The Legacy of Economic Nationalism
The war normalized extensive government intervention in the economy. Rationing, price controls, state-sponsored cartels, and direct management of industries had been wartime necessities, but they left a legacy of economic nationalism that persisted through the interwar period. Governments were now expected to manage employment, protect strategic industries, and maintain social stability—expectations that drove the expansion of welfare states and the rise of corporatist models in Italy and elsewhere.
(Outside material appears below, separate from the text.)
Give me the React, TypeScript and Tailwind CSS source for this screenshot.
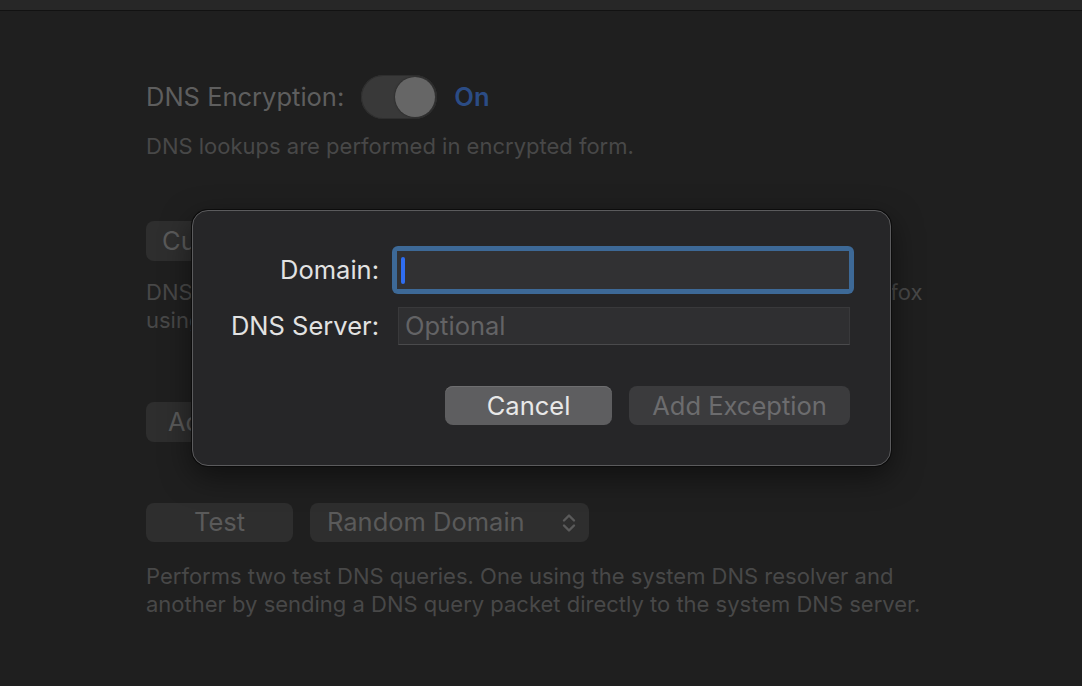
import React from "react";

const font = { fontFamily: "Inter, 'Noto Sans', sans-serif" };

function Toggle() {
	return (
		<div className="flex h-[44px] w-[76px] items-center justify-end rounded-full bg-[#393939] p-[2px] shadow-[inset_0_0_0_1px_#2e2e2e]">
			<div className="h-[40px] w-[40px] rounded-full bg-[#666666] shadow-[0_0_2px_rgba(0,0,0,0.5)]" />
		</div>
	);
}

function Chevrons() {
	return (
		<svg width="16" height="24" viewBox="0 0 16 24" fill="none">
			<path d="M3 9.5 L8 4.5 L13 9.5" stroke="#5a5a5a" strokeWidth="2.4" strokeLinecap="round" strokeLinejoin="round" />
			<path d="M3 14.5 L8 19.5 L13 14.5" stroke="#5a5a5a" strokeWidth="2.4" strokeLinecap="round" strokeLinejoin="round" />
		</svg>
	);
}

function Dialog() {
	return (
		<div className="absolute left-[192px] top-[210px] h-[256px] w-[699px] rounded-[16px] border border-[#5b5b5d] bg-[#262628] shadow-[0_0_0_1px_#0c0c0c,0_10px_30px_rgba(0,0,0,0.5)]">
			<div className="flex flex-col pl-[20px] pr-[36px] pt-[35px]">
				<div className="flex items-center">
					<span className="w-[166px] shrink-0 whitespace-nowrap text-right text-[25.5px] text-[#e2e2e2]">Domain:</span>
					<div className="ml-[13px] flex h-[48px] w-[462px] shrink-0 items-center rounded-[6px] bg-[#3d6997] p-[5px]">
						<div className="flex h-full w-full items-center bg-[#313133] pl-[4px]">
							<div className="h-[27px] w-[4px] rounded-full bg-[#2f6df0]" />
						</div>
					</div>
				</div>
				<div className="mt-[13px] flex items-center">
					<span className="w-[166px] shrink-0 whitespace-nowrap text-right text-[25.5px] text-[#e2e2e2]">DNS Server:</span>
					<div className="ml-[19px] flex h-[38px] w-[452px] shrink-0 items-center border border-[#39393b] border-b-[#4a4a4c] bg-[#2f2f31] pl-[6px] text-[25.5px] text-[#636365]">
						Optional
					</div>
				</div>
				<div className="mt-[41px] flex justify-end gap-[17px] pr-[4px]">
					<button className="h-[39px] w-[167px] rounded-[8px] bg-[#5e5e60] text-[25.5px] text-[#e8e8e8] shadow-[inset_0_1px_0_#6e6e70]">
						Cancel
					</button>
					<button className="h-[39px] w-[221px] rounded-[8px] bg-[#3b3b3d] text-[25.5px] text-[#6c6c6e]">
						Add Exception
					</button>
				</div>
			</div>
		</div>
	);
}

export default function App() {
	return (
		<div className="relative h-[686px] w-[1082px] overflow-hidden bg-[#1f1f1f]" style={font}>
			<div className="h-[11px] border-b border-[#121212] bg-[#272727]" />
			<div className="flex flex-col pl-[146px] pt-[64px]">
				<div className="flex items-center">
					<span className="text-[25.5px] text-[#5e5e5e]">DNS Encryption:</span>
					<div className="ml-[17px]">
						<Toggle />
					</div>
					<span className="ml-[17px] text-[25.5px] font-semibold text-[#2b4c85]">On</span>
				</div>
				<p className="mt-[13px] text-[22px] leading-[28px] text-[#484848]">DNS lookups are performed in encrypted form.</p>

				<div className="mt-[61px]">
					<button className="h-[40px] w-[160px] rounded-[8px] bg-[#2e2e2e] pl-[16px] text-left text-[25.5px] text-[#5a5a5a]">
						Custom
					</button>
				</div>
				<p className="mt-[17px] text-[22px] leading-[28px] text-[#484848]">
					DNS exceptions let domains be resolved by a chosen server, e.g. in Firefox
					<br />
					using a different resolver for local names.
				</p>

				<div className="mt-[68px]">
					<button className="h-[40px] w-[160px] rounded-[8px] bg-[#2e2e2e] pl-[22px] text-left text-[25.5px] text-[#5a5a5a]">
						Add
					</button>
				</div>

				<div className="mt-[61px] flex items-center gap-[17px]">
					<button className="h-[39px] w-[147px] rounded-[8px] bg-[#2e2e2e] text-[25.5px] text-[#5a5a5a]">Test</button>
					<div className="flex h-[39px] w-[279px] items-center justify-between rounded-[8px] bg-[#2e2e2e] pl-[17px] pr-[12px] text-[25.5px] text-[#5a5a5a]">
						<span>Random Domain</span>
						<Chevrons />
					</div>
				</div>
				<p className="mt-[20px] text-[22px] leading-[28px] text-[#484848]">
					Performs two test DNS queries. One using the system DNS resolver and
					<br />
					another by sending a DNS query packet directly to the system DNS server.
				</p>
			</div>
			<Dialog />
		</div>
	);
}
This shift in the relationship between state and market was one of the war’s most enduring economic transformations, influencing policy responses to the Depression and even the architecture of post-1945 Bretton Woods institutions.
Conclusion: A New Economic Order Forged by War
The economic consequences of World War I extended far beyond the immediate destruction of assets. The conflict dismantled the integrated global economy of the nineteenth century and replaced it with a more fragmented, unstable, and state-directed system. The United States emerged as the dominant economic power, but its reluctance to assume international leadership—manifested in high tariffs, refusal to join the League of Nations, and insistence on debt repayment—exacerbated global imbalances. Europe, weighed down by debt and internal divisions, struggled to recover, and the peace settlement embedded new sources of conflict within the economic order.
Understanding the economic impact of World War I is essential not only for grasping the origins of the Great Depression and World War II but also for recognizing how total war can permanently reshape the patterns of production, trade, and power that define the modern world. The war was not merely a political and military catastrophe; it was the moment when the economic center of gravity shifted from the Old World to the New, with consequences that continue to reverberate in the structure of today's global economy.